Get request from client for some key/value pair can not be served by leader only if we want data to be the newest. The get request should also go into the log and be replicated into followers. Because it can be that leader already not a real leader, and just has not observed a new term yet. This is how sync read in ZooKeeper works for example - sync read causes a write with no data to be performed.
Raft and FLP
FLP result shows that there are no algorithm in asynchronous model that will not block forever in certain circumstances. Raft is not an exception. We set leader election timeout with certain assumptions about upper limit of message delivery time.
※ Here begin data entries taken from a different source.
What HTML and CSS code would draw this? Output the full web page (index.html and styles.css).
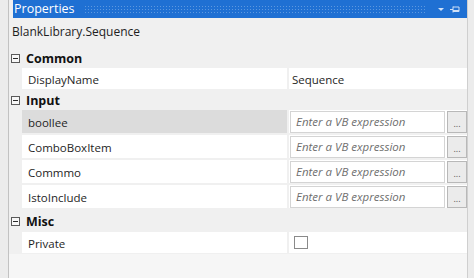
FILE: index.html
```html
<!DOCTYPE html>
<html>
<head>
<meta charset="utf-8">
<link rel="stylesheet" href="styles.css">
</head>
<body>
<div class="frame">
  <div class="panel">
    <div class="titlebar">
      <span class="title">Properties</span>
      <span class="dots"></span>
      <svg class="tb-icon" width="10" height="8" viewBox="0 0 10 8"><path d="M2 3 L8 3 L5 6 Z" fill="#cfe0f7"/></svg>
      <svg class="tb-icon" width="12" height="10" viewBox="0 0 12 10"><path d="M1 5.5 H4 M4 2.5 V8.5 M4 3 H10 V7.5 H4 M4 6.5 H10" stroke="#cfe0f7" stroke-width="1" fill="none"/></svg>
    </div>
    <div class="typename">BlankLibrary.Sequence</div>

    <div class="cat">
      <span class="minus"></span><span class="cat-label">Common</span>
    </div>
    <div class="row short">
      <div class="name">DisplayName</div>
      <div class="value"><span class="val-text">Sequence</span></div>
    </div>

    <div class="cat">
      <span class="minus"></span><span class="cat-label">Input</span>
    </div>
    <div class="row selected">
      <div class="name">boollee</div>
      <div class="value"><div class="expr">Enter a VB expression</div><div class="btn">...</div></div>
    </div>
    <div class="row">
      <div class="name">ComboBoxItem</div>
      <div class="value"><div class="expr">Enter a VB expression</div><div class="btn">...</div></div>
    </div>
    <div class="row">
      <div class="name">Commmo</div>
      <div class="value"><div class="expr">Enter a VB expression</div><div class="btn">...</div></div>
    </div>
    <div class="row">
      <div class="name">IstoInclude</div>
      <div class="value"><div class="expr">Enter a VB expression</div><div class="btn">...</div></div>
    </div>

    <div class="cat misc">
      <span class="minus"></span><span class="cat-label">Misc</span>
    </div>
    <div class="row short">
      <div class="name">Private</div>
      <div class="value"><span class="checkbox"></span></div>
    </div>
    <div class="rest"></div>
  </div>
</div>
</body>
</html>
```

FILE: styles.css
```css
* { box-sizing: border-box; }
html, body {
  margin: 0;
  padding: 0;
  height: 100%;
}
body {
  background: #ececec;
  font-family: "Open Sans", "Noto Sans", sans-serif;
  font-size: 11.5px;
  color: #1e1e1e;
  overflow: hidden;
}
.frame {
  padding-left: 8px;
  width: 468px;
  height: 278px;
}
.panel {
  height: 100%;
  border-left: 1px solid #c2c2c2;
  border-right: 1px solid #cfcfcf;
  background: #f0f0f0;
  display: flex;
  flex-direction: column;
}
.titlebar {
  margin-left: 4px;
  height: 18px;
  flex: none;
  background: #1f70d3;
  display: flex;
  align-items: center;
  padding-right: 6px;
  gap: 3px;
}
.title {
  color: #ffffff;
  font-size: 12.5px;
  padding-left: 1px;
  line-height: 18px;
}
.dots {
  flex: 1;
  height: 8px;
  margin: 0 6px 0 6px;
  background-image: radial-gradient(circle, rgba(255,255,255,0.28) 0.7px, transparent 0.9px);
  background-size: 3px 3px;
}
.tb-icon { display: block; }
.typename {
  height: 30px;
  flex: none;
  line-height: 28px;
  padding-left: 3px;
  font-size: 12px;
}
.cat {
  height: 20px;
  flex: none;
  display: flex;
  align-items: center;
  padding-left: 2px;
}
.row + .cat { margin-top: 1px; }
.misc { height: 21px; }
.minus {
  width: 9px;
  height: 9px;
  border: 1px solid #5a5a5a;
  position: relative;
  margin-right: 6px;
  background: #f7f7f7;
}
.minus::after {
  content: "";
  position: absolute;
  left: 1px;
  right: 1px;
  top: 3px;
  height: 1px;
  background: #2a2a2a;
}
.cat-label {
  font-weight: bold;
  font-size: 12.5px;
  color: #111;
}
.row {
  margin-left: 13px;
  height: 23px;
  flex: none;
  display: grid;
  grid-template-columns: 265px 1fr;
  column-gap: 2px;
  margin-bottom: 2px;
}
.row.short {
  height: 21px;
  margin-bottom: 0;
}
.name {
  background: #ffffff;
  padding-left: 6px;
  padding-top: 1px;
  display: flex;
  align-items: center;
}
.selected .name { background: #dcdcdc; }
.value {
  background: #ffffff;
  display: flex;
  align-items: center;
  padding-left: 1px;
}
.val-text { padding-left: 2px; padding-top: 1px; }
.expr {
  width: 155px;
  height: 22px;
  border: 1px solid #d4d4d4;
  background: #fff;
  font-style: italic;
  color: #6e6e6e;
  padding-left: 5px;
  line-height: 20px;
}
.btn {
  margin-left: 2px;
  width: 20px;
  height: 22px;
  border: 1px solid #b8b8b8;
  background: #ebebeb;
  color: #555;
  font-size: 9px;
  text-align: center;
  line-height: 23px;
}
.checkbox {
  margin-left: 4px;
  width: 14px;
  height: 13px;
  border: 1px solid #8a8a8a;
  background: #fff;
}
.rest {
  flex: 1;
  background: #f6f6f6;
  margin-top: 1px;
}
```
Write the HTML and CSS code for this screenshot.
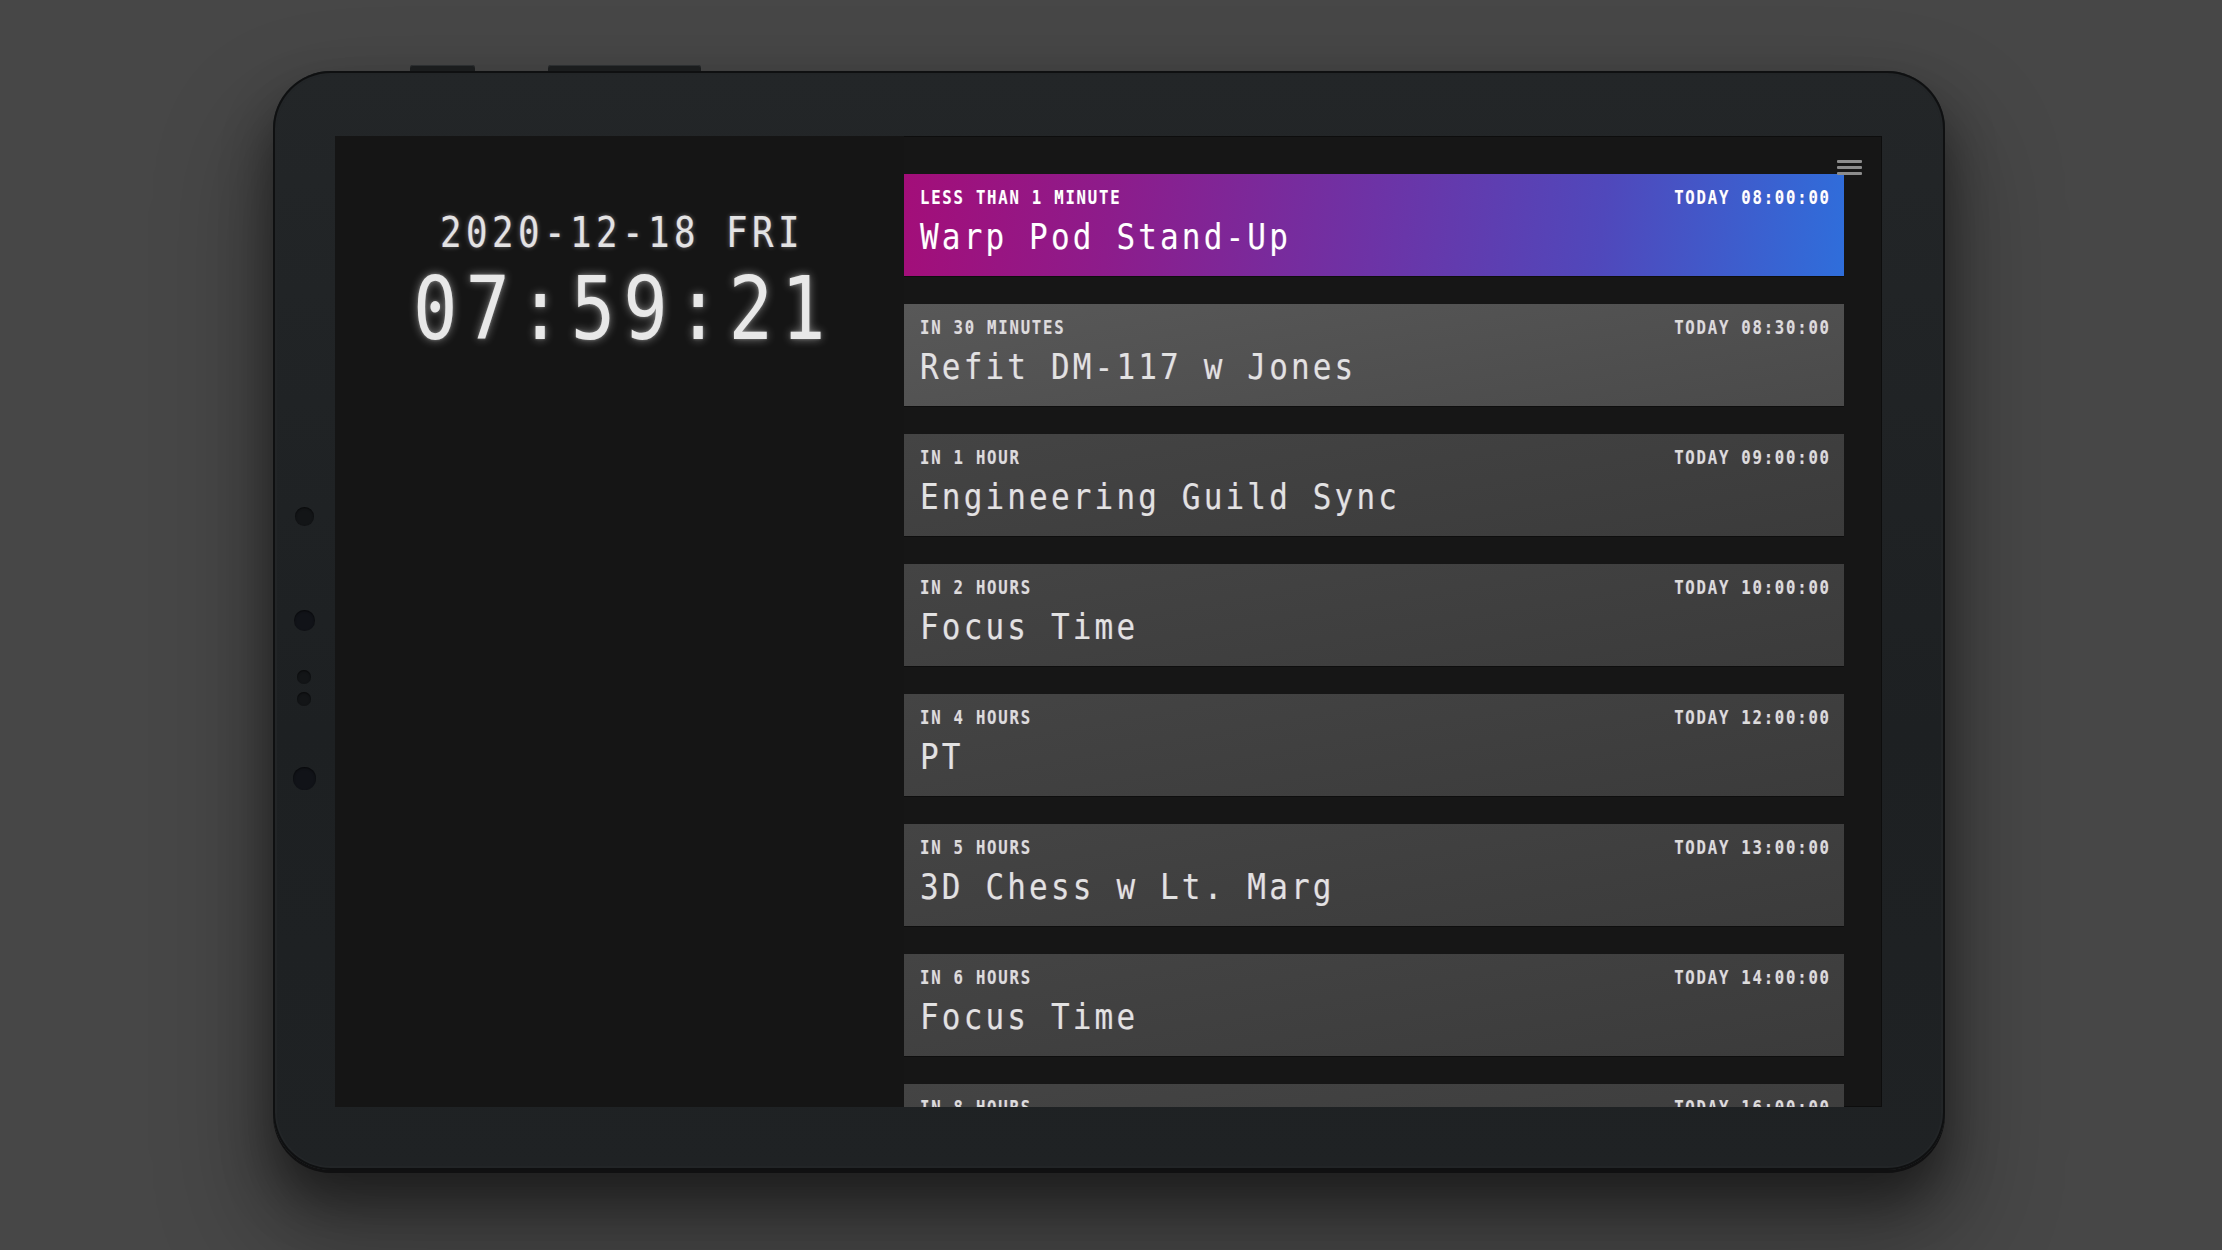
FILE: index.html
```html
<!DOCTYPE html>
<html lang="en">
<head>
<meta charset="utf-8">
<title>Agenda</title>
<link rel="stylesheet" href="styles.css">
</head>
<body>
<div class="stage">
  <div class="tablet">
    <div class="hw-buttons"><span class="hw-btn hw-btn-a"></span><span class="hw-btn hw-btn-b"></span></div>
    <div class="sensors">
      <span class="dot dot-1"></span>
      <span class="dot dot-2"></span>
      <span class="dot dot-3"></span>
      <span class="dot dot-4"></span>
      <span class="dot dot-5"></span>
    </div>
    <div class="screen">
      <div class="clock">
        <div class="date">2020-12-18 FRI</div>
        <div class="time">07:59:21</div>
      </div>
      <div class="agenda">
        <div class="card card-now">
          <div class="card-head"><span class="when">LESS THAN 1 MINUTE</span><span class="at">TODAY 08:00:00</span></div>
          <div class="card-title">Warp Pod Stand-Up</div>
        </div>
        <div class="card card-next">
          <div class="card-head"><span class="when">IN 30 MINUTES</span><span class="at">TODAY 08:30:00</span></div>
          <div class="card-title">Refit DM-117 w Jones</div>
        </div>
        <div class="card">
          <div class="card-head"><span class="when">IN 1 HOUR</span><span class="at">TODAY 09:00:00</span></div>
          <div class="card-title">Engineering Guild Sync</div>
        </div>
        <div class="card">
          <div class="card-head"><span class="when">IN 2 HOURS</span><span class="at">TODAY 10:00:00</span></div>
          <div class="card-title">Focus Time</div>
        </div>
        <div class="card">
          <div class="card-head"><span class="when">IN 4 HOURS</span><span class="at">TODAY 12:00:00</span></div>
          <div class="card-title">PT</div>
        </div>
        <div class="card">
          <div class="card-head"><span class="when">IN 5 HOURS</span><span class="at">TODAY 13:00:00</span></div>
          <div class="card-title">3D Chess w Lt. Marg</div>
        </div>
        <div class="card">
          <div class="card-head"><span class="when">IN 6 HOURS</span><span class="at">TODAY 14:00:00</span></div>
          <div class="card-title">Focus Time</div>
        </div>
        <div class="card">
          <div class="card-head"><span class="when">IN 8 HOURS</span><span class="at">TODAY 16:00:00</span></div>
        </div>
      </div>
      <div class="menu"><span></span><span></span><span></span></div>
    </div>
  </div>
</div>
</body>
</html>
```

FILE: styles.css
```css
html, body {
  margin: 0;
  padding: 0;
}
body {
  width: 2222px;
  height: 1250px;
  overflow: hidden;
  background: #474747;
  font-family: "DejaVu Sans Mono", "Liberation Mono", monospace;
}
.stage {
  padding: 71px 0 0 273px;
}
.tablet {
  position: relative;
  width: 1672px;
  height: 1099px;
  box-sizing: border-box;
  padding: 65px 63px 63px 62px;
  border-radius: 58px;
  background: linear-gradient(180deg, #232628 0%, #1d2022 60%, #1f2224 100%);
  box-shadow:
    inset 0 0 0 2px #0f1011,
    inset 0 0 0 4px #222527,
    0 3px 0 #101011,
    0 30px 50px rgba(0, 0, 0, 0.45),
    0 60px 100px 20px rgba(0, 0, 0, 0.25);
}
.hw-buttons {
  position: absolute;
  top: -6px;
  left: 137px;
  display: flex;
  gap: 73px;
}
.hw-btn {
  display: block;
  height: 6px;
  background: #1b1d1e;
  border-radius: 3px 3px 0 0;
  box-shadow: inset 0 1px 0 #2c2f31;
}
.hw-btn-a { width: 65px; }
.hw-btn-b { width: 153px; }
.sensors {
  position: absolute;
  left: 20px;
  top: 436px;
  width: 22px;
  display: flex;
  flex-direction: column;
  align-items: center;
}
.dot {
  display: block;
  border-radius: 50%;
  background: #131517;
  box-shadow: inset 0 1px 2px rgba(0, 0, 0, 0.6);
}
.dot-1 { width: 19px; height: 19px; }
.dot-2 { width: 21px; height: 21px; margin-top: 84px; background: #111318; }
.dot-3 { width: 14px; height: 14px; margin-top: 39px; }
.dot-4 { width: 14px; height: 14px; margin-top: 8px; }
.dot-5 { width: 23px; height: 23px; margin-top: 61px; background: #111318; }

.screen {
  position: relative;
  display: flex;
  height: 100%;
  overflow: hidden;
  background: #161616;
  box-shadow: inset 0 0 0 1px #0d0d0d;
}
.clock {
  flex: none;
  width: 569px;
  box-sizing: border-box;
  padding-top: 76px;
  display: flex;
  flex-direction: column;
  align-items: center;
  gap: 12px;
  background: #151515;
  color: #e3e3e3;
  text-shadow: 0 0 6px rgba(255, 255, 255, 0.35), -1px 0 0 rgba(255, 80, 80, 0.25), 1px 0 0 rgba(80, 160, 255, 0.25);
}
.date {
  font-size: 42px;
  line-height: 1;
  letter-spacing: 5.3px;
  padding-left: 5.3px;
  transform: scaleX(0.85);
}
.time {
  font-size: 87px;
  line-height: 1;
  letter-spacing: 9.5px;
  padding-left: 9.5px;
  transform: scaleX(0.85);
  color: #e8e8e8;
  text-shadow: 0 0 10px rgba(255, 255, 255, 0.45), 0 0 3px rgba(255, 255, 255, 0.3);
}
.agenda {
  flex: none;
  width: 940px;
  padding-top: 38px;
  display: flex;
  flex-direction: column;
  gap: 28px;
}
.card {
  flex: none;
  height: 102px;
  box-sizing: border-box;
  padding: 13px 16px 0 16px;
  background: linear-gradient(170deg, #444444 0%, #3b3b3b 100%);
  box-shadow: 0 1px 0 rgba(0, 0, 0, 0.35);
  color: #e2e2e2;
  text-shadow: -1px 0 0 rgba(255, 90, 90, 0.22), 1px 0 0 rgba(90, 170, 255, 0.22);
}
.card-next {
  background: linear-gradient(170deg, #585858 0%, #4a4a4a 100%);
}
.card-now {
  background: linear-gradient(96deg, #a30e79 0%, #8d1c8b 22%, #6d33a6 50%, #5048bb 74%, #2f6edb 100%);
  color: #ffffff;
}
.card-head {
  display: flex;
  justify-content: space-between;
  font-size: 20px;
  font-weight: 700;
  line-height: 1;
  color: #dcdcdc;
}
.when,
.at {
  display: block;
  white-space: nowrap;
  letter-spacing: 2.3px;
  transform: scaleX(0.78);
}
.when {
  transform-origin: left center;
}
.at {
  margin-right: -2.3px;
  transform-origin: right center;
}
.card-now .card-head {
  color: #ffffff;
}
.card-title {
  margin-top: 12px;
  font-size: 36px;
  line-height: 1;
  white-space: nowrap;
  letter-spacing: 3.7px;
  transform: scaleX(0.86);
  transform-origin: left center;
}
.menu {
  position: absolute;
  top: 24px;
  right: 20px;
  width: 25px;
  display: flex;
  flex-direction: column;
  gap: 3px;
}
.menu span {
  display: block;
  height: 3px;
  background: #8c8c8c;
  border-radius: 1px;
}
```
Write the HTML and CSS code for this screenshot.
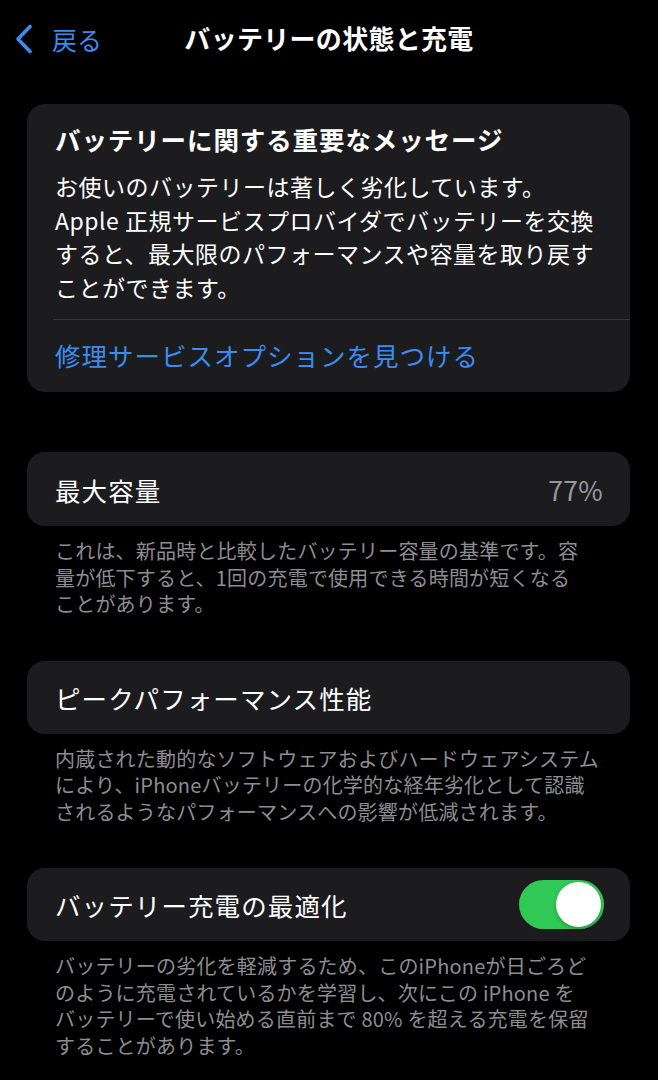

Raft can theoretically block forever in case if half of the nodes take time longer to respond than configured timeout. Which means new terms will just start without a leader - Raft will block until all nodes will respond in time(which is not guaranteed in asynchronous model). In practice that means that we should configure Raft properly for particular environment/network.
Raft was quite an interesting challenge that required plenty of reading apart from the Raft paper itself. My understanding of Raft and distributed systems improved a lot during this exercise. However there are still plenty of things I have missed or deliberately omitted. I hope one day I will implement something like this in production system gaining more experience/understanding to share.